**WORK TO COMPLETE:**
Transcribe the full listing exactly, and drop every picture.

Code that builds pages
#####
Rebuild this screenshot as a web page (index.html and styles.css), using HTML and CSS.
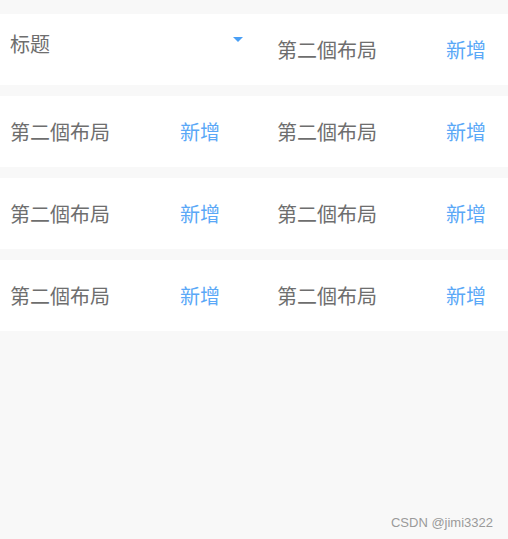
FILE: index.html
```html
<!DOCTYPE html>
<html lang="zh">
<head>
<meta charset="utf-8">
<link rel="stylesheet" href="styles.css">
</head>
<body>
<div class="page">
  <div class="row">
    <div class="cell cell-left picker">
      <span class="picker-label">标题</span>
      <span class="caret"></span>
    </div>
    <div class="cell cell-right">
      <span class="label">第二個布局</span>
      <span class="action">新增</span>
    </div>
  </div>
  <div class="row">
    <div class="cell cell-left">
      <span class="label">第二個布局</span>
      <span class="action">新增</span>
    </div>
    <div class="cell cell-right">
      <span class="label">第二個布局</span>
      <span class="action">新增</span>
    </div>
  </div>
  <div class="row">
    <div class="cell cell-left">
      <span class="label">第二個布局</span>
      <span class="action">新增</span>
    </div>
    <div class="cell cell-right">
      <span class="label">第二個布局</span>
      <span class="action">新增</span>
    </div>
  </div>
  <div class="row">
    <div class="cell cell-left">
      <span class="label">第二個布局</span>
      <span class="action">新增</span>
    </div>
    <div class="cell cell-right">
      <span class="label">第二個布局</span>
      <span class="action">新增</span>
    </div>
  </div>
</div>
<div class="watermark">CSDN @jimi3322</div>
</body>
</html>
```

FILE: styles.css
```css
html, body {
  margin: 0;
  padding: 0;
  background: #f8f8f8;
  height: 100%;
}
body {
  font-family: "Noto Sans CJK SC", "Noto Sans", sans-serif;
  position: relative;
}
.page {
  padding-top: 14px;
  display: flex;
  flex-direction: column;
  gap: 11px;
}
.row {
  height: 71px;
  background: #ffffff;
  display: grid;
  grid-template-columns: 1fr 1fr;
}
.cell {
  display: flex;
  align-items: center;
  justify-content: space-between;
  padding-top: 1px;
  box-sizing: border-box;
  font-size: 20px;
  line-height: 28px;
}
.cell-left {
  padding-left: 10px;
  padding-right: 34px;
}
.cell-right {
  padding-left: 23px;
  padding-right: 22px;
}
.label, .picker-label {
  color: #6e6e6e;
}
.action {
  color: #5aa8f7;
}
.picker {
  align-items: flex-start;
  padding-top: 16px;
  padding-right: 11px;
}
.caret {
  margin-top: 7px;
  width: 0;
  height: 0;
  border-left: 5px solid transparent;
  border-right: 5px solid transparent;
  border-top: 5px solid #4a9ff5;
}
.watermark {
  position: absolute;
  right: 15px;
  bottom: 9px;
  font-family: "Liberation Sans", Arial, sans-serif;
  font-size: 13px;
  color: #9a9a9a;
}
```
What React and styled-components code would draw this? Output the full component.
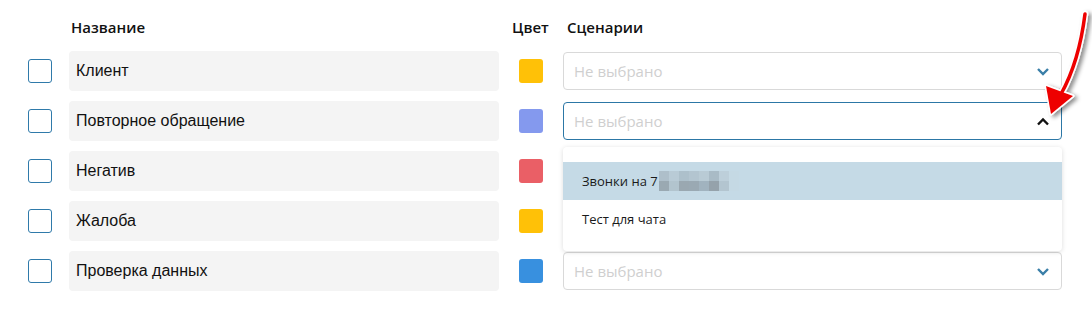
#####
**SOLVED EXERCISE:**
Rebuild this screenshot as a web page (index.html and styles.css), using HTML and CSS.
FILE: index.html
```html
<!DOCTYPE html>
<html lang="zh">
<head>
<meta charset="utf-8">
<link rel="stylesheet" href="styles.css">
</head>
<body>
<div class="page">
  <div class="row">
    <div class="cell cell-left picker">
      <span class="picker-label">标题</span>
      <span class="caret"></span>
    </div>
    <div class="cell cell-right">
      <span class="label">第二個布局</span>
      <span class="action">新增</span>
    </div>
  </div>
  <div class="row">
    <div class="cell cell-left">
      <span class="label">第二個布局</span>
      <span class="action">新增</span>
    </div>
    <div class="cell cell-right">
      <span class="label">第二個布局</span>
      <span class="action">新增</span>
    </div>
  </div>
  <div class="row">
    <div class="cell cell-left">
      <span class="label">第二個布局</span>
      <span class="action">新增</span>
    </div>
    <div class="cell cell-right">
      <span class="label">第二個布局</span>
      <span class="action">新增</span>
    </div>
  </div>
  <div class="row">
    <div class="cell cell-left">
      <span class="label">第二個布局</span>
      <span class="action">新增</span>
    </div>
    <div class="cell cell-right">
      <span class="label">第二個布局</span>
      <span class="action">新增</span>
    </div>
  </div>
</div>
<div class="watermark">CSDN @jimi3322</div>
</body>
</html>
```

FILE: styles.css
```css
html, body {
  margin: 0;
  padding: 0;
  background: #f8f8f8;
  height: 100%;
}
body {
  font-family: "Noto Sans CJK SC", "Noto Sans", sans-serif;
  position: relative;
}
.page {
  padding-top: 14px;
  display: flex;
  flex-direction: column;
  gap: 11px;
}
.row {
  height: 71px;
  background: #ffffff;
  display: grid;
  grid-template-columns: 1fr 1fr;
}
.cell {
  display: flex;
  align-items: center;
  justify-content: space-between;
  padding-top: 1px;
  box-sizing: border-box;
  font-size: 20px;
  line-height: 28px;
}
.cell-left {
  padding-left: 10px;
  padding-right: 34px;
}
.cell-right {
  padding-left: 23px;
  padding-right: 22px;
}
.label, .picker-label {
  color: #6e6e6e;
}
.action {
  color: #5aa8f7;
}
.picker {
  align-items: flex-start;
  padding-top: 16px;
  padding-right: 11px;
}
.caret {
  margin-top: 7px;
  width: 0;
  height: 0;
  border-left: 5px solid transparent;
  border-right: 5px solid transparent;
  border-top: 5px solid #4a9ff5;
}
.watermark {
  position: absolute;
  right: 15px;
  bottom: 9px;
  font-family: "Liberation Sans", Arial, sans-serif;
  font-size: 13px;
  color: #9a9a9a;
}
```
What React and styled-components code would draw this? Output the full component.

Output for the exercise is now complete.